My dilemma comes in a variety of guises and eventually, when I finally focus enough to see through the outer layers, is revealed to really be a question of what happens in the long-term.

What has gotten me questioning things like this? Well it’s simple really – I’ve found a new love, something that has captured my imagination and my soul and is something that with things the way they are happens to be completely unsustainable.

Anyone that knows me will know that I tend to not do things by halves. A symptom of a chronic lack of self-esteem perhaps? A product of being bullied as a child and never feeling like I could ever be good enough? However you choose to look at things/me from a psychological perspective, the end result is that whenever I find something I feel is worth doing, I tend to throw everything I can at it. I’m a constant underachiever inside my head – no matter how others may view me and the things I do, deep down inside I know it’s never enough, which is why I keep on trying, fighting and flying.

And this is where we get to: flying. I’ve always wanted to fly. Gaining my Private Pilot’s License was one of my life highlights. Never before had I worked so hard for something that meant so much to me, which is why having to stop flying after I quit my job was so painful. Finally getting back into in the past few months has been something of a trial though – I’ve felt at once incompetent, useless and unconfident. Meeting Paul and taking my first few flights in the Pitts Special started to change those feelings though, and hence I now find myself in a short/medium/long-term dilemma…

I want to fly. I need it, this is a big part of who I am. It’s an odd thing to do though – many of the days I’m due to fly I tend to wake up in the morning full of dread, wishing for bad weather so I don’t have to go. I don’t understand why this should be, because upon climbing into the cockpit those feelings instantly start to melt away. Feeling the weight of your fears dissolve as the cushion of lift pushes you off up into the sky is something quite special, for me only topped by the challenge that finding a focus in the freedom of aerobatic movement has started to give me.
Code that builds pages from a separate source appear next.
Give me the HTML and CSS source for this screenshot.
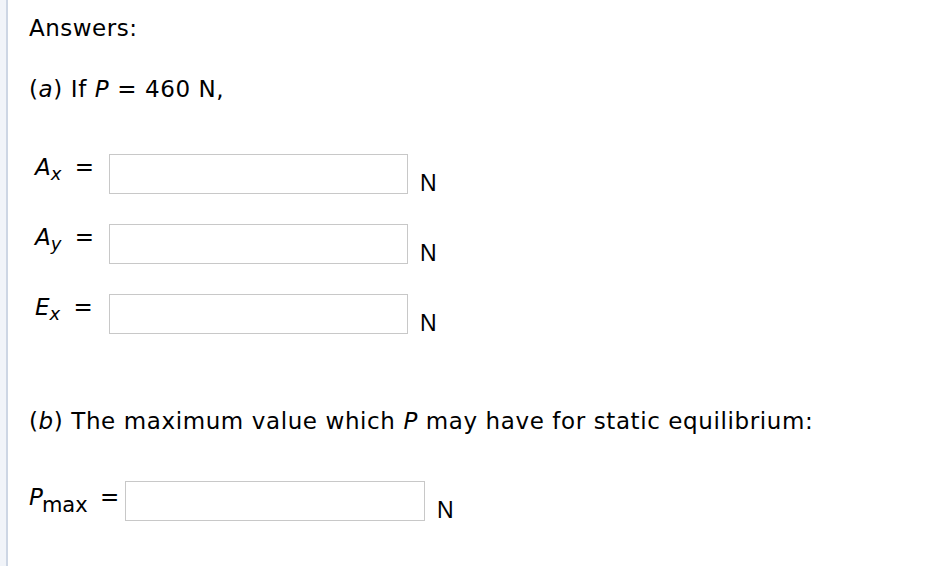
FILE: index.html
```html
<!DOCTYPE html>
<html lang="en">
<head>
  <meta charset="UTF-8" />
  <title>Answers</title>
  <link rel="stylesheet" href="styles.css">
</head>
<body>
  <div class="page">
    <p class="heading">Answers:</p>

    <!-- part (a) -->
    <p class="part">(<i>a</i>) If <i>P</i> = 460 N,</p>

    <div class="answers">
      <div class="row">
        <span class="label"><i>A</i><sub><i>x</i></sub> =</span>
        <input type="text" class="box">
        <span class="unit">N</span>
      </div>
      <div class="row">
        <span class="label"><i>A</i><sub><i>y</i></sub> =</span>
        <input type="text" class="box">
        <span class="unit">N</span>
      </div>
      <div class="row">
        <span class="label"><i>E</i><sub><i>x</i></sub> =</span>
        <input type="text" class="box">
        <span class="unit">N</span>
      </div>
    </div>

    <!-- part (b) -->
    <p class="part part-b">(<i>b</i>) The maximum value which <i>P</i> may have for static equilibrium:</p>

    <div class="row row-max">
      <span class="label label-max"><i>P</i><sub>max</sub> =</span>
      <input type="text" class="box box-max">
      <span class="unit">N</span>
    </div>
  </div>
</body>
</html>
```

FILE: styles.css
```css
body { margin: 0; background: #f1f4f9; font-family: "DejaVu Sans", Verdana, sans-serif; color: #000; }
.page { margin-left: 6px; border-left: 2px solid #cdd6e4; background: #fff; min-height: 566px; padding: 15px 0 0 21px; box-sizing: border-box; }
p { margin: 0; }
.heading { font-size: 23px; line-height: 26px; letter-spacing: 0.5px; }
.part { font-size: 23px; line-height: 26px; letter-spacing: 0.6px; margin-top: 35px; }
.answers { display: flex; flex-direction: column; gap: 30px; margin-top: 52px; }
.row { display: flex; align-items: flex-start; height: 40px; }
.label { font-size: 23px; line-height: 26px; width: 74px; padding-left: 6px; margin-top: 0; white-space: nowrap; }
.label sub { font-size: 18px; vertical-align: -5px; line-height: 0; margin-right: 6px; }
.box { width: 299px; height: 40px; box-sizing: border-box; border: 1px solid #c8c8c8; margin: 0; padding: 0 4px; font-size: 16px; }
.unit { font-family: "Liberation Sans", Arial, sans-serif; font-size: 23px; align-self: flex-end; margin-left: 12px; line-height: 22px; margin-bottom: 0; }
.part-b { margin-top: 74px; }
.row-max { margin-top: 47px; }
.label-max { width: 96px; padding-left: 0; margin-top: 3px; }
.label-max sub { font-size: 21px; vertical-align: -7px; margin-left: -1px; margin-right: 5px; }
.box-max { width: 300px; }
```
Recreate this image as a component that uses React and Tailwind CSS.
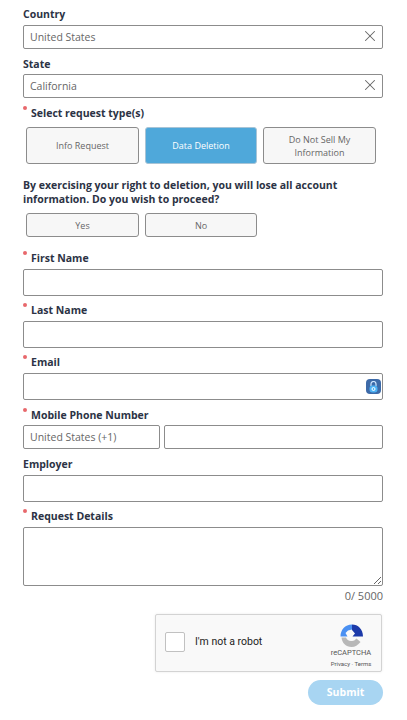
import React from 'react';
import { X } from 'lucide-react';

const Label = ({ children, required, className = '' }) => (
    <div className={`relative flex h-[16px] items-center text-[10.5px] font-bold leading-[16px] text-[#2c3345] ${required ? 'pl-[8px]' : ''} ${className}`}>
        {required && <span className="absolute left-[0px] top-[1px] h-[4px] w-[4px] rounded-full bg-[#e8686c]" />}
        <span>{children}</span>
    </div>
);

const Field = ({ value, clearable, className = '', children }) => (
    <div className={`relative flex items-center rounded-[2px] border border-[#8c8c8c] bg-white px-[6px] pt-[1px] text-[10.5px] text-[#666] ${className}`}>
        {value}
        {clearable && <X className="absolute right-[3px] top-[1px] text-[#666]" size={18} strokeWidth={1.4} />}
        {children}
    </div>
);

const Choice = ({ children, active, className = '' }) => (
    <div className={`flex items-center justify-center rounded-[3px] border px-2 text-center text-[9px] leading-[13px] ${active ? 'border-[#a8c4d6] bg-[#4fa8da] text-white' : 'border-[#8c8c8c] bg-[#f7f7f7] text-[#666]'} ${className}`}>
        {children}
    </div>
);

const RecaptchaLogo = () => (
    <svg width="23" height="23" viewBox="0 0 23 23">
        <path d="M0.5 12.5 C0.5 6 5 0.5 12 0.5 L12 5.5 L8 6.5 L5.5 9 L7.5 12.5 Z" fill="#4a90f2" />
        <path d="M12 0.5 C18 0.5 23 5 23 12.5 L12.5 12.5 L15 9.5 L12 6 Z" fill="#1c3aa9" />
        <path d="M1.5 13.5 L6 13.5 C7 16 9 17.5 12 17 C14 17 15.5 15.5 16.5 14.5 L20.5 18 C18 21 15 23 11.5 23 C6 23 2 19 1.5 13.5 Z" fill="#b8b8b8" />
    </svg>
);

export default function App() {
    return (
        <div className="h-[720px] w-[407px] overflow-hidden bg-white pl-[23px] pr-[24px] pt-[6px] font-['Open_Sans',sans-serif]">
            <Label>Country</Label>
            <Field value="United States" clearable className="mt-[3px] h-[24px]" />
            <Label className="mt-[7px]">State</Label>
            <Field value="California" clearable className="mt-[2px] h-[24px]" />
            <Label required className="mt-[7px]">Select request type(s)</Label>

            <div className="mt-[6px] flex gap-[6px] pl-[3px]">
                <Choice className="h-[37px] w-[113px]">Info Request</Choice>
                <Choice active className="h-[37px] w-[112px]">Data Deletion</Choice>
                <Choice className="h-[37px] w-[113px]">Do Not Sell My Information</Choice>
            </div>

            <p className="mt-[14px] text-[10.5px] font-bold leading-[14px] text-[#2c3345]">
                By exercising your right to deletion, you will lose all account information. Do you wish to proceed?
            </p>
            <div className="mt-[7px] flex gap-[6px] pl-[3px]">
                <Choice className="h-[24px] w-[113px]">Yes</Choice>
                <Choice className="h-[24px] w-[112px]">No</Choice>
            </div>

            <Label required className="mt-[13px]">First Name</Label>
            <Field className="mt-[3px] h-[27px]" />
            <Label required className="mt-[6px]">Last Name</Label>
            <Field className="mt-[3px] h-[27px]" />
            <Label required className="mt-[6px]">Email</Label>
            <Field className="mt-[3px] h-[27px]">
                <span className="absolute right-[1px] top-[5px] flex h-[15px] w-[15px] items-center justify-center rounded-[4px] bg-[#3d6aa8]">
                    <svg width="9" height="12" viewBox="0 0 9 12" fill="none">
                        <path d="M2 5 V3 A2.5 2.5 0 0 1 7 3 V5" stroke="#cfe6ff" strokeWidth="1.2" />
                        <rect x="0.5" y="4.5" width="8" height="7" rx="3" fill="#4db2f5" />
                        <circle cx="4.5" cy="8" r="1.5" fill="none" stroke="#fff" strokeWidth="1" />
                    </svg>
                </span>
            </Field>
            <Label required className="mt-[7px]">Mobile Phone Number</Label>
            <div className="mt-[2px] flex gap-[4px]">
                <Field value="United States (+1)" className="h-[24px] w-[137px]" />
                <Field className="h-[24px] flex-1" />
            </div>
            <Label className="mt-[7px]">Employer</Label>
            <Field className="mt-[3px] h-[27px]" />
            <Label required className="mt-[6px]">Request Details</Label>
            <textarea className="mt-[3px] block h-[59px] w-full rounded-[2px] border border-[#8c8c8c] bg-white" />
            <div className="mt-[2px] text-right text-[11px] leading-[16px] text-[#666]">0/ 5000</div>

            <div className="ml-[132px] mt-[10px] flex h-[58px] w-[227px] items-center rounded-[2px] border border-[#d3d3d3] bg-[#f9f9f9] pb-[3px] pl-[9px] shadow-[0_0_3px_rgba(0,0,0,0.08)]">
                <div className="h-[20px] w-[20px] rounded-[2px] border border-[#c1c1c1] bg-white" />
                <span className="ml-[10px] font-['Roboto',sans-serif] text-[10.5px] text-[#222]">I'm not a robot</span>
                <div className="ml-auto mr-[8px] mt-[9px] flex w-[44px] flex-col items-center font-['Roboto',sans-serif]">
                    <RecaptchaLogo />
                    <span className="mt-[1px] text-[7.5px] leading-[10px] text-[#555]">reCAPTCHA</span>
                    <span className="mt-[2px] whitespace-nowrap text-[6px] leading-[8px] text-[#555]">Privacy · Terms</span>
                </div>
            </div>
            <div className="mt-[8px] flex justify-end">
                <button className="h-[25px] w-[75px] rounded-[13px] bg-[#a8d5f2] text-[10.5px] font-bold text-white">Submit</button>
            </div>
        </div>
    );
}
I need this, like a junkie needs their next hit, somehow I can’t let go and in fact, I don’t want to.

Ok so it’s not as simple as just wanting to fly, I don’t just want to fly, I want to fly aerobatics. I want to learn to fly the Pitts Special, and by that I don’t just mean becoming able to get her into the air and back down onto the ground again safely (although these two elements are a major challenge in themselves), but being able to understand how she handles, feel instinctively how to treat her and fly in partnership with her, carrying out manoeuvres and sequences that at first feel impossible, but upon learning feel unlike anything else you could ever imagine.

There is another element to this dilemma though – being the way I am, just learning to fly aerobatics won’t be enough, I know I’ll want to do more. Is this something I could be good at? Really good? I don’t know, but I need to find out. Somehow.

Sounds simple so far doesn’t it? I know what I want so I’ve just got to find a way to do it right? Well this is where the long-term issues start to rear their ugly heads. How on earth do I afford this? In the short to medium terms, I have the means to continue but not for long, and in the long-term I have no way to sustain the habit, financially it is crippling.

“If you want it enough, you’ll find a way.”

So here we are, I need to find that way. I’m not sure my field of engineering can sustain me in the long-term, the radio industry is evolving rapidly at the moment and I can see it changing into something that no longer captures my interest, and I’m not someone who can live life working a job that I hate – I need to be inspired, I need to enjoy what I’m doing, especially if my life is dominated by the time it takes. It’s all well and good having hobbies that grant you freedom and satisfaction, but if the work you do in order sustain them leaves you resenting the need, then what is the point?

I’ve got some big decisions to make – I’m not looking for any sympathy here, this isn’t that kind of blog posting. I’m incredibly lucky – I have a life that has options, I have a husband willing to support me in whatever I decide and I have the chance to learn a skill that is truly breathtaking. I just need to find a way to make it happen.